◆ Directive: Write out the entire listing below exactly, with the pictures left out.

◆ Supplied material:

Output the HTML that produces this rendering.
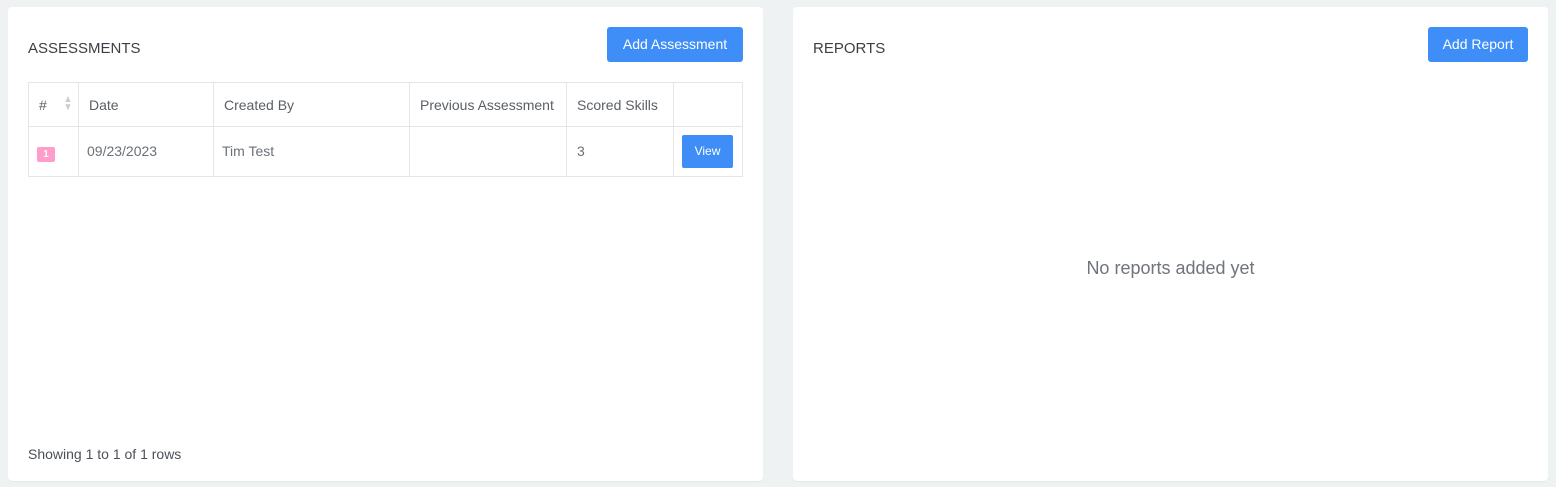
<!DOCTYPE html>
<html><head><meta charset="utf-8"><style>
*{box-sizing:border-box;margin:0;padding:0}
body{width:1556px;height:487px;background:#eff2f3;font-family:"Liberation Sans",sans-serif;position:relative;overflow:hidden}
.card{position:absolute;top:7px;width:755px;height:474px;background:#fff;border-radius:4px;box-shadow:0 1px 1px rgba(0,0,0,.05)}
.title{position:absolute;left:20px;top:33px;font-size:15px;color:#3b3f45}
.btn{position:absolute;background:#3f8ef7;color:#fff;border-radius:3px;font-size:14px;text-align:center}
table{position:absolute;left:20px;top:75px;width:715px;border-collapse:collapse;font-size:14px;color:#5a5f66}
td{border:1px solid #e2e6e8;padding:0 10px;vertical-align:middle}
tr.h td{height:44px;padding-top:1px}
tr.b td{height:50px;color:#6b7178}
.foot{position:absolute;left:20px;top:439px;font-size:14px;color:#4b5058}
</style></head><body>
<div class="card" style="left:8px">
<div class="title">ASSESSMENTS</div>
<div class="btn" style="left:599px;top:20px;width:136px;height:35px;line-height:35px">Add Assessment</div>
<table>
<tr class="h"><td style="width:50px;position:relative">#<span style="position:absolute;left:34px;top:13px;font-size:10px;color:#ccc;line-height:8px;transform:scaleX(0.9)">▲<br>▼</span></td><td style="width:135px">Date</td><td style="width:196px">Created By</td><td style="width:157px">Previous Assessment</td><td style="width:107px">Scored Skills</td><td></td></tr>
<tr class="b"><td style="padding:0 8px"><span style="display:inline-block;background:#ff9ccc;color:#fff;font-size:10px;font-weight:bold;width:18px;height:15px;line-height:15px;text-align:center;border-radius:2px;margin-top:6px">1</span></td><td style="padding-left:8px;vertical-align:top;padding-top:16px">09/23/2023</td><td style="padding-left:8px;vertical-align:top;padding-top:16px">Tim Test</td><td></td><td style="vertical-align:top;padding-top:16px">3</td><td style="padding:0 8px"><div style="background:#3f8ef7;color:#fff;width:51px;height:33px;line-height:33px;text-align:center;border-radius:2px;font-size:12px">View</div></td></tr>
</table>
<div class="foot">Showing 1 to 1 of 1 rows</div>
</div>
<div class="card" style="left:793px">
<div class="title">REPORTS</div>
<div class="btn" style="left:635px;top:20px;width:100px;height:35px;line-height:35px">Add Report</div>
<div style="position:absolute;left:0;width:755px;top:251px;text-align:center;font-size:18px;color:#6f747b">No reports added yet</div>
</div>
</body></html>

◆ Answer below:
Output the HTML that produces this rendering.
<!DOCTYPE html>
<html><head><meta charset="utf-8"><style>
*{box-sizing:border-box;margin:0;padding:0}
body{width:1556px;height:487px;background:#eff2f3;font-family:"Liberation Sans",sans-serif;position:relative;overflow:hidden}
.card{position:absolute;top:7px;width:755px;height:474px;background:#fff;border-radius:4px;box-shadow:0 1px 1px rgba(0,0,0,.05)}
.title{position:absolute;left:20px;top:33px;font-size:15px;color:#3b3f45}
.btn{position:absolute;background:#3f8ef7;color:#fff;border-radius:3px;font-size:14px;text-align:center}
table{position:absolute;left:20px;top:75px;width:715px;border-collapse:collapse;font-size:14px;color:#5a5f66}
td{border:1px solid #e2e6e8;padding:0 10px;vertical-align:middle}
tr.h td{height:44px;padding-top:1px}
tr.b td{height:50px;color:#6b7178}
.foot{position:absolute;left:20px;top:439px;font-size:14px;color:#4b5058}
</style></head><body>
<div class="card" style="left:8px">
<div class="title">ASSESSMENTS</div>
<div class="btn" style="left:599px;top:20px;width:136px;height:35px;line-height:35px">Add Assessment</div>
<table>
<tr class="h"><td style="width:50px;position:relative">#<span style="position:absolute;left:34px;top:13px;font-size:10px;color:#ccc;line-height:8px;transform:scaleX(0.9)">▲<br>▼</span></td><td style="width:135px">Date</td><td style="width:196px">Created By</td><td style="width:157px">Previous Assessment</td><td style="width:107px">Scored Skills</td><td></td></tr>
<tr class="b"><td style="padding:0 8px"><span style="display:inline-block;background:#ff9ccc;color:#fff;font-size:10px;font-weight:bold;width:18px;height:15px;line-height:15px;text-align:center;border-radius:2px;margin-top:6px">1</span></td><td style="padding-left:8px;vertical-align:top;padding-top:16px">09/23/2023</td><td style="padding-left:8px;vertical-align:top;padding-top:16px">Tim Test</td><td></td><td style="vertical-align:top;padding-top:16px">3</td><td style="padding:0 8px"><div style="background:#3f8ef7;color:#fff;width:51px;height:33px;line-height:33px;text-align:center;border-radius:2px;font-size:12px">View</div></td></tr>
</table>
<div class="foot">Showing 1 to 1 of 1 rows</div>
</div>
<div class="card" style="left:793px">
<div class="title">REPORTS</div>
<div class="btn" style="left:635px;top:20px;width:100px;height:35px;line-height:35px">Add Report</div>
<div style="position:absolute;left:0;width:755px;top:251px;text-align:center;font-size:18px;color:#6f747b">No reports added yet</div>
</div>
</body></html>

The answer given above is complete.